I am a 30-year-old female recently diagnosed with idiopathic thrombocytopenia purpura (ITP). I was experiencing some bleeding in my mouth and bruising easily. My hematologist prescribed Prednisone to raise my blood platelet count which is below 10,000, but I just found out the medicine is not working. It’s still below 10,000 after a week on the medicine.
He wants to do a bone marrow test at the end of the week and then possibly remove my spleen in a few weeks — if it is in fact ITP. Have you heard of them doing this before, and do you know what the success rate is? I am just so frightened of the bone marrow test, I have heard that it is very painful. Can other diseases cause your platelet count to be so low? Please help me understand this a little better.
Idiopathic thrombocytopenic purpura (ITP) is an autoimmune disease affecting the blood platelets, also called the thrombocytes. When the blood platelet count falls too low, a type of bleeding into the skin called purpura often occurs. The medical name means: small pinpoint hemorrhages into the skin (purpura) caused by a very low platelet count (thrombocytopenic) of unknown cause (idiopathic).
An acute form of ITP occurs in children, often following a viral infection. It usually lasts only a few weeks, and may resolve spontaneously. Adults more often get a chronic form of the disease, occasionally associated with a viral infection such as hepatitis, Epstein-Barr viral infection, cytomegalovirus (CMV), HIV, or with the parasitic infection toxoplasmosis. In the majority of cases however, there is no such obvious initiating infection, and the cause is truly unknown.
Like most autoimmune diseases, women get ITP more often than men, in a ratio of about three to one. The most common age group affected is between 20 to 40, so you’re a pretty typical case.
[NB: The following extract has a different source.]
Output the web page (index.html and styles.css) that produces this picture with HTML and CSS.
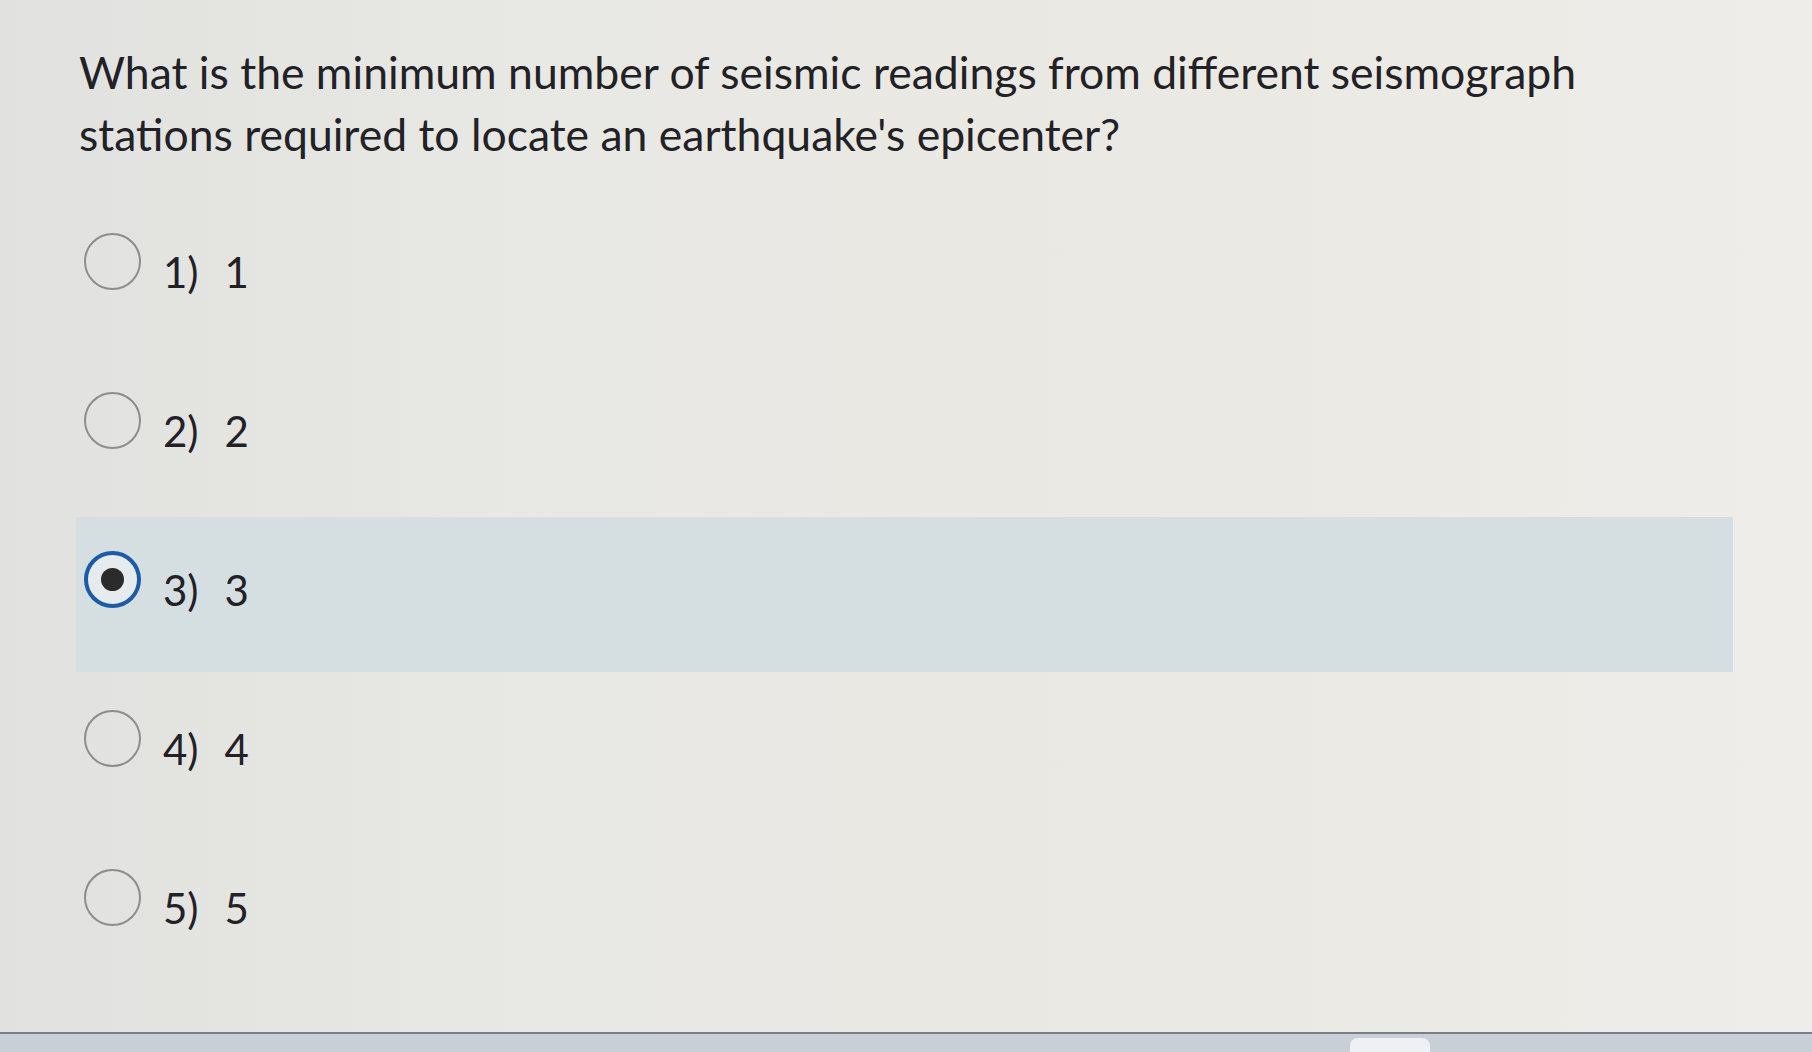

Often they have a history of easy bruising or very heavy periods, but both of these are very common symptoms and generally do not indicate thrombocytopenia.
People with the condition have an antibody in their blood that attaches to and incapacitates the platelets. Such platelets are routinely swept up and destroyed by the spleen, the organ that generally removes old or defective blood cells from the blood stream. When the platelet count falls into the range of 10 to 20,000 per ml, purpura may start to appear (our normal platelet count is between 150,000 to 400,000 per ml). Platelets are crucial to the complex system that causes our blood to clot, and they are constantly sticking to and plugging the minute holes we develop in our smallest blood vessels. It is the failure to close those tiny holes that allows the blood to ooze out of a capillary to form the tiny hemorrhages called petechiae that constitute purpura.
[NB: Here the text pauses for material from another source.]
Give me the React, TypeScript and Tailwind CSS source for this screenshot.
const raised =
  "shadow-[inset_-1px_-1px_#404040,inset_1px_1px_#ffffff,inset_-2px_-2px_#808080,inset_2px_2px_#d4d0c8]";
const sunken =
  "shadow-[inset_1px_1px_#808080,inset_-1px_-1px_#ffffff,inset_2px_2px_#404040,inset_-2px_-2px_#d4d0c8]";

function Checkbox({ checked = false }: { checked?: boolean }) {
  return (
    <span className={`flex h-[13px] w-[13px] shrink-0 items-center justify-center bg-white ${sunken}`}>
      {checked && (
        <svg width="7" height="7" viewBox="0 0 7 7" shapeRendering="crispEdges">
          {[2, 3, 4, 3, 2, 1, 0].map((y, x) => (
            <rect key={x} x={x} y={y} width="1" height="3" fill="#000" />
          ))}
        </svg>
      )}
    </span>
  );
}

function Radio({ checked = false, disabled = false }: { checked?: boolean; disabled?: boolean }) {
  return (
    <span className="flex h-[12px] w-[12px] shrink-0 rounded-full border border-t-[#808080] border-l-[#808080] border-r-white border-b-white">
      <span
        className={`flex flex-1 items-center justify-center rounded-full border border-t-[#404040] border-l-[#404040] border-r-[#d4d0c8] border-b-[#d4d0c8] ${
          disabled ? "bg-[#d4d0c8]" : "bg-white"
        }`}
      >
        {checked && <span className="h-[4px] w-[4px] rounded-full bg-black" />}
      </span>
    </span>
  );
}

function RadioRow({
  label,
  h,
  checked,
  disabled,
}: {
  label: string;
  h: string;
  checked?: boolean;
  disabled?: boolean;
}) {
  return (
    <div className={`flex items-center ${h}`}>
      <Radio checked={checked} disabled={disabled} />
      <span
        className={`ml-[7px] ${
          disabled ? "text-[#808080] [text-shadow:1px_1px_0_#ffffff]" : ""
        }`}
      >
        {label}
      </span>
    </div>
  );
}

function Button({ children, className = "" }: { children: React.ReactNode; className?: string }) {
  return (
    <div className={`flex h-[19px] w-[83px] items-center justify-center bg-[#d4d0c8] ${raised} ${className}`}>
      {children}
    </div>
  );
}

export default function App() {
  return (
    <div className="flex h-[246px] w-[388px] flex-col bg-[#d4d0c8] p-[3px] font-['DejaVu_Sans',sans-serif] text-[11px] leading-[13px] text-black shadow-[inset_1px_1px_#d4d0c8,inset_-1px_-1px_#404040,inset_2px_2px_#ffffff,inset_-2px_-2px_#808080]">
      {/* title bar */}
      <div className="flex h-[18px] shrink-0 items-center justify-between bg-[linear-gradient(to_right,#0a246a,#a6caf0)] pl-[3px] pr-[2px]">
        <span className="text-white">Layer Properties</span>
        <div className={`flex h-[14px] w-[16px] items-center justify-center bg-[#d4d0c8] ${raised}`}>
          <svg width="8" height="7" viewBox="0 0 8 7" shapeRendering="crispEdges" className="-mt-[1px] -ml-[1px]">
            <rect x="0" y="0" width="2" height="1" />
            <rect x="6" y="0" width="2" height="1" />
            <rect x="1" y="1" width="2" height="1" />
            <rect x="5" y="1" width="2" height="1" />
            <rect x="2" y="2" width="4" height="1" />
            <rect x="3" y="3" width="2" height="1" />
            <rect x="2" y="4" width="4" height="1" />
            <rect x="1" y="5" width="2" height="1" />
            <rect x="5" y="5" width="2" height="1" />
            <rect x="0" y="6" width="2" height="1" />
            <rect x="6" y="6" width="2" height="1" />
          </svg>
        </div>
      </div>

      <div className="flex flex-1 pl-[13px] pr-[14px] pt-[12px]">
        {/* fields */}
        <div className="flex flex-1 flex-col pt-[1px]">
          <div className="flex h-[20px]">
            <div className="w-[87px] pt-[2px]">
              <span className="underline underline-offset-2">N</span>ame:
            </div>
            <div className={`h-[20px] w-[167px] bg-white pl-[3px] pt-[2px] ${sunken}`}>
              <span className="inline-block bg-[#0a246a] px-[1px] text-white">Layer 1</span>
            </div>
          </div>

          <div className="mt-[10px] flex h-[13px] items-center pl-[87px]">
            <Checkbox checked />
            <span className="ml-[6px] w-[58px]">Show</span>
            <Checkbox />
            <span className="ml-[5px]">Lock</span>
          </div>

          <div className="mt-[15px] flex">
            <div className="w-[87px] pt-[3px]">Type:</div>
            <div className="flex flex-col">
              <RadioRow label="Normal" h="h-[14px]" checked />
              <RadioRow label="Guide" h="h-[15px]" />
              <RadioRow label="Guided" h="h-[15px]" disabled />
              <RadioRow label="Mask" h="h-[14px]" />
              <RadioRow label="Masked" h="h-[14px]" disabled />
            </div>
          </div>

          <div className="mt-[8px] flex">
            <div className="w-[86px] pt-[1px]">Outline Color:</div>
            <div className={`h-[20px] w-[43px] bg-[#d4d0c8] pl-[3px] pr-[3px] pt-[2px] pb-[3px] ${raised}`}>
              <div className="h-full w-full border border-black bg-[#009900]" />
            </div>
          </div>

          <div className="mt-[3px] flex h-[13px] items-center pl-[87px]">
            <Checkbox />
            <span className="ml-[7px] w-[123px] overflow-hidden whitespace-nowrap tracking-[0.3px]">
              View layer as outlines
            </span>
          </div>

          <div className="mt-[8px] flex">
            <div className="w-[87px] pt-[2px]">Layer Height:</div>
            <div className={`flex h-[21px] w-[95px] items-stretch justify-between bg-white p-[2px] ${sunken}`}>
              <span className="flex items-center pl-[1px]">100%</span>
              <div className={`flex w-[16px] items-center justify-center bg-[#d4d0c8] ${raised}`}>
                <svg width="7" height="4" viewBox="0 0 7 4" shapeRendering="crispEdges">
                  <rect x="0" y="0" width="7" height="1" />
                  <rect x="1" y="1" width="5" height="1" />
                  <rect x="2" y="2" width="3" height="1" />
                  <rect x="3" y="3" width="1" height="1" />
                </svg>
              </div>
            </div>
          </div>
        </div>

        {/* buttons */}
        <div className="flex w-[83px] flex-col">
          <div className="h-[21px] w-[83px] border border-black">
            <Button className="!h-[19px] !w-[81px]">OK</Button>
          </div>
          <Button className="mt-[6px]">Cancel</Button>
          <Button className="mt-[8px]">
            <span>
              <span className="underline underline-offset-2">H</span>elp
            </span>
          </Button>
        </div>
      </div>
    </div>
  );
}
Despite the low platelet count and purpura, most people with ITP never develop life threatening bleeding. The exception is bleeding into the brain, which infrequently causes death. A mortality of one to three percent is usually reported for ITP.
Prednisone, a synthetic form of cortisone, is the standard treatment for ITP. About 50 percent of people with ITP will regain a normal platelet count on a high dose of prednisone, but when the prednisone dose is slowly dropped, most will experience a drop in the platelet count as well. Prednisone may need to be given for two to three weeks before a rise in the count is seen. People who don’t respond to prednisone like you, and those whose count falls when the prednisone is stopped are then candidates for splenectomy.
Your doctor wants to do the bone marrow exam to be sure that there is not some other condition causing the low platelet count. In the bone marrow, increased production of platelets should be seen, to compensate for their increased destruction in the blood. A failure to find overproduction or platlets, or problems with any of the other cells produced in the bone marrow would change the diagnosis, and splenectomy might no longer be the next treatment. Therefore, it is routine to do the bone marrow before proceeding with splenectomy or any of the other more serious treatments. If splenectomy does not bring about a rise in the platelet count, it may be necessary to search for an accessory spleen. If there is no accessory spleen, treatment with chemotherapy regimens may be necessary.
Rather than chemotherapy, many experts will advise no treatment at all if the platelet count stabilizes at 30,000 per ml or higher, since the risk of serious bleeding at that level is small. Aspirin and non-steroidal anti-inflammatory drugs such as ibuprofen or naproxyn should be avoided since they tend to interfere with the function of the few platelets remaining in the blood.